Legal Precedents Considered
The court examined several legal precedents to contextualize its decision regarding the timeliness of appraisal requests. It referenced prior cases where courts had ruled on the necessity for prompt action when a dispute over loss amounts arose. For instance, in Nguyen v. St. Paul Travelers Ins. Co., the court indicated that a delay of more than four months could render a request for appraisal untimely. The court contrasted Allied Trust’s situation with other cases where appraisal was deemed timely, emphasizing that those cases involved either different factual circumstances or a more immediate recognition of the dispute. The court highlighted that, unlike in SafePoint Ins. Co. v. Shlok, LLC, where the insured had not yet provided sufficient proof of loss, the defendants in this case had submitted comprehensive estimates and documentation well before Allied Trust’s appraisal request. The court noted that every instance of a delay in invoking appraisal must be evaluated on its facts, yet the substantial gap in this case was not justifiable under Louisiana law.
Impact of Appraisal Provisions on Judicial Review
The court further reasoned that appraisal provisions, while valid and enforceable, should not operate to deprive the court of judicial oversight in disputes. It asserted that although the appraisal process could be beneficial for resolving disagreements over loss amounts, the results of such appraisals should not be binding on the court. This perspective was grounded in the principle that the judicial system must retain the ability to review substantive disputes, ensuring that parties have recourse to the courts when necessary.
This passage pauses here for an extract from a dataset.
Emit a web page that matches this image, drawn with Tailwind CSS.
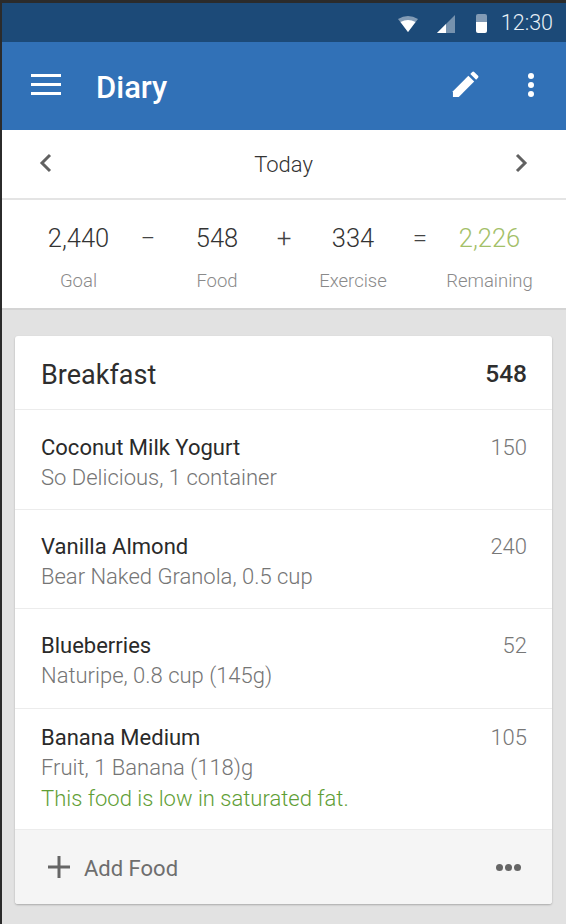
<!DOCTYPE html>
<html lang="en">
  <head>
    <meta charset="UTF-8" />
    <title>Diary</title>
    <script src="https://cdn.jsdelivr.net/npm/@tailwindcss/browser@4"></script>
  </head>
  <body class="bg-[#2b2b2b] font-['Roboto',sans-serif] w-[566px] h-[924px] overflow-hidden pl-[2px]">
    <div class="bg-[#e2e2e2] h-[924px] flex flex-col">
      <!-- status bar -->
      <div class="h-[42px] border-t-[3px] border-[#2b2b2b] pt-[1px] bg-[#1c4a78] shrink-0 flex items-center justify-end pr-[13px] text-white">
        <svg class="w-[20px] h-[18px] mr-[19px] mt-[1px]" viewBox="0 0 20 18">
          <path d="M0 4 Q10 -2 20 4 L10 17 Z" fill="#fff" fill-opacity="0.45" />
          <path d="M2.5 7 Q10 3 17.5 7 L10 17 Z" fill="#fff" />
        </svg>
        <svg class="w-[18px] h-[18px] mr-[20px] mt-[1px]" viewBox="0 0 18 18">
          <path d="M0 18 L18 0 V18 Z" fill="#fff" fill-opacity="0.4" />
          <path d="M0 18 L9 9 V18 Z" fill="#fff" />
        </svg>
        <svg class="w-[13px] h-[20px] mr-[13px]" viewBox="0 0 13 20">
          <path d="M1 3 Q1 1 3 1 H10 Q12 1 12 3 V9 H1 Z" fill="#fff" fill-opacity="0.45" />
          <path d="M1 9 H12 V18 Q12 20 10 20 H3 Q1 20 1 18 Z" fill="#fff" />
        </svg>
        <span class="text-[21.5px] font-light text-[#e8f0f6]">12:30</span>
      </div>
      <!-- app bar -->
      <div class="h-[88px] bg-[#3171b7] shrink-0 flex items-center text-white">
        <div class="ml-[29px] w-[30px] flex flex-col gap-[6px] -mt-[4px]">
          <div class="h-[3px] bg-white"></div>
          <div class="h-[3px] bg-white"></div>
          <div class="h-[3px] bg-white"></div>
        </div>
        <span class="ml-[35px] text-[31px] font-medium flex-1 mt-[5px]">Diary</span>
        <svg class="w-[27px] h-[27px] mr-[49px] -mt-[3px]" viewBox="0 0 28 28">
          <path d="M1 21 L17 5 L23 11 L7 27 L1 27 Z" fill="#fff" />
          <path d="M19 3 L21 1 Q22 0 23 1 L27 5 Q28 6 27 7 L25 9 Z" fill="#fff" />
        </svg>
        <div class="mr-[32px] flex flex-col gap-[3px] -mt-[3px]">
          <div class="w-[6px] h-[6px] rounded-full bg-white"></div>
          <div class="w-[6px] h-[6px] rounded-full bg-white"></div>
          <div class="w-[6px] h-[6px] rounded-full bg-white"></div>
        </div>
      </div>
      <!-- date -->
      <div class="h-[70px] bg-white border-b-2 border-[#e4e4e4] shrink-0 flex items-center justify-between pl-[37px] pr-[38px] text-[#555]">
        <svg class="w-[13px] h-[20px] -mt-[2px]" viewBox="0 0 13 20" fill="none" stroke="#616161" stroke-width="3"><path d="M11 2 L3 10 L11 18" /></svg>
        <span class="text-[22px] font-light text-[#333] mt-[1px]">Today</span>
        <svg class="w-[13px] h-[20px] -mt-[2px]" viewBox="0 0 13 20" fill="none" stroke="#616161" stroke-width="3"><path d="M2 2 L10 10 L2 18" /></svg>
      </div>
      <!-- calories summary -->
      <div class="h-[110px] bg-white border-b-2 border-[#d4d4d4] shrink-0 flex pl-[24px] pt-[21px] items-start">
        <div class="w-[105px] flex flex-col items-center">
          <span class="text-[25.5px] font-light text-[#333] leading-[34px]">2,440</span>
          <span class="text-[18.5px] font-light text-[#8a8a8a] mt-[13px]">Goal</span>
        </div>
        <span class="w-[34px] text-center text-[26px] font-light text-[#444] leading-[34px]">−</span>
        <div class="w-[104px] flex flex-col items-center">
          <span class="text-[25.5px] font-light text-[#333] leading-[34px]">548</span>
          <span class="text-[18.5px] font-light text-[#8a8a8a] mt-[13px]">Food</span>
        </div>
        <span class="w-[30px] text-center text-[26px] font-light text-[#444] leading-[34px]">+</span>
        <div class="w-[108px] flex flex-col items-center">
          <span class="text-[25.5px] font-light text-[#333] leading-[34px]">334</span>
          <span class="text-[18.5px] font-light text-[#8a8a8a] mt-[13px]">Exercise</span>
        </div>
        <span class="w-[26px] text-center text-[26px] font-light text-[#444] leading-[34px]">=</span>
        <div class="w-[113px] flex flex-col items-center">
          <span class="text-[25.5px] font-light text-[#a3c068] leading-[34px]">2,226</span>
          <span class="text-[18.5px] font-light text-[#8a8a8a] mt-[13px] whitespace-nowrap">Remaining</span>
        </div>
      </div>
      <!-- breakfast card -->
      <div class="mx-[13px] mt-[26px] w-[537px] bg-white rounded-[3px] shadow-[0_1px_2px_rgba(0,0,0,0.25)] overflow-hidden">
        <div class="h-[74px] border-b border-[#ececec] flex items-center justify-between pl-[26px] pr-[25px]">
          <span class="text-[27px] text-[#2e2e2e] mt-[5px]">Breakfast</span>
          <span class="text-[24.5px] font-medium text-[#2e2e2e] mt-[4px]">548</span>
        </div>
        <div class="h-[100px] border-b border-[#ececec] pl-[26px] pr-[25px] pt-[24px] flex justify-between">
          <div>
            <div class="text-[22px] leading-[28px] text-[#2a2a2a]">Coconut Milk Yogurt</div>
            <div class="text-[22px] leading-[30px] font-light text-[#757575] mt-[1px]">So Delicious, 1 container</div>
          </div>
          <span class="text-[22px] leading-[28px] font-light text-[#777]">150</span>
        </div>
        <div class="h-[99px] border-b border-[#ececec] pl-[26px] pr-[25px] pt-[23px] flex justify-between">
          <div>
            <div class="text-[22px] leading-[28px] text-[#2a2a2a]">Vanilla Almond</div>
            <div class="text-[22px] leading-[30px] font-light text-[#757575] mt-[1px]">Bear Naked Granola, 0.5 cup</div>
          </div>
          <span class="text-[22px] leading-[28px] font-light text-[#777]">240</span>
        </div>
        <div class="h-[100px] border-b border-[#ececec] pl-[26px] pr-[25px] pt-[23px] flex justify-between">
          <div>
            <div class="text-[22px] leading-[28px] text-[#2a2a2a]">Blueberries</div>
            <div class="text-[22px] leading-[30px] font-light text-[#757575] mt-[1px]">Naturipe, 0.8 cup (145g)</div>
          </div>
          <span class="text-[22px] leading-[28px] font-light text-[#777]">52</span>
        </div>
        <div class="h-[120px] pl-[26px] pr-[25px] pt-[15px] flex justify-between">
          <div>
            <div class="text-[22px] leading-[28px] text-[#2a2a2a]">Banana Medium</div>
            <div class="text-[22px] leading-[30px] font-light text-[#757575] mt-[1px]">Fruit, 1 Banana (118)g</div>
            <div class="text-[22px] leading-[30px] font-light text-[#5f9e35] mt-[1px]">This food is low in saturated fat.</div>
          </div>
          <span class="text-[22px] leading-[28px] font-light text-[#777]">105</span>
        </div>
        <div class="h-[75px] bg-[#f5f5f5] border-t border-[#ececec] flex items-center pl-[32px] pr-[30px]">
          <svg class="w-[24px] h-[24px] mr-[13px]" viewBox="0 0 24 24" fill="none" stroke="#666" stroke-width="3"><path d="M12 1 V23 M1 12 H23" /></svg>
          <span class="text-[22px] text-[#6e6e6e] flex-1 mt-[3px]">Add Food</span>
          <div class="flex gap-[2px] mr-[1px]">
            <div class="w-[7px] h-[7px] rounded-full bg-[#666]"></div>
            <div class="w-[7px] h-[7px] rounded-full bg-[#666]"></div>
            <div class="w-[7px] h-[7px] rounded-full bg-[#666]"></div>
          </div>
        </div>
      </div>
    </div>
  </body>
</html>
The court highlighted that binding appraisal outcomes could effectively strip the parties of their right to a judicial examination of the issues at hand, which is a fundamental aspect of the legal process. Thus, while it acknowledged the utility of appraisal, the court maintained that it must not undermine the judicial review process, thereby reinforcing its decision to deny the motion to compel appraisal.
Conclusion of the Court
In conclusion, the court determined that Allied Trust’s motion to compel appraisal was denied due to the untimeliness of its invocation of the appraisal process. The court emphasized that prompt action is essential when disputes arise in the context of insurance claims, and a delay of seven months was deemed unreasonable based on established Louisiana law and precedents. The court’s ruling affirmed the necessity for insurers to act swiftly when they have sufficient information regarding a claim to avoid forfeiting their rights. By denying the motion, the court underscored the importance of maintaining a balance between the appraisal process and judicial oversight, ensuring that litigants retain access to the courts for resolution of their disputes. This decision ultimately reinforced the principle that timeliness is crucial in the insurance claims process and that adherence to procedural timelines is essential for maintaining rights under such policies.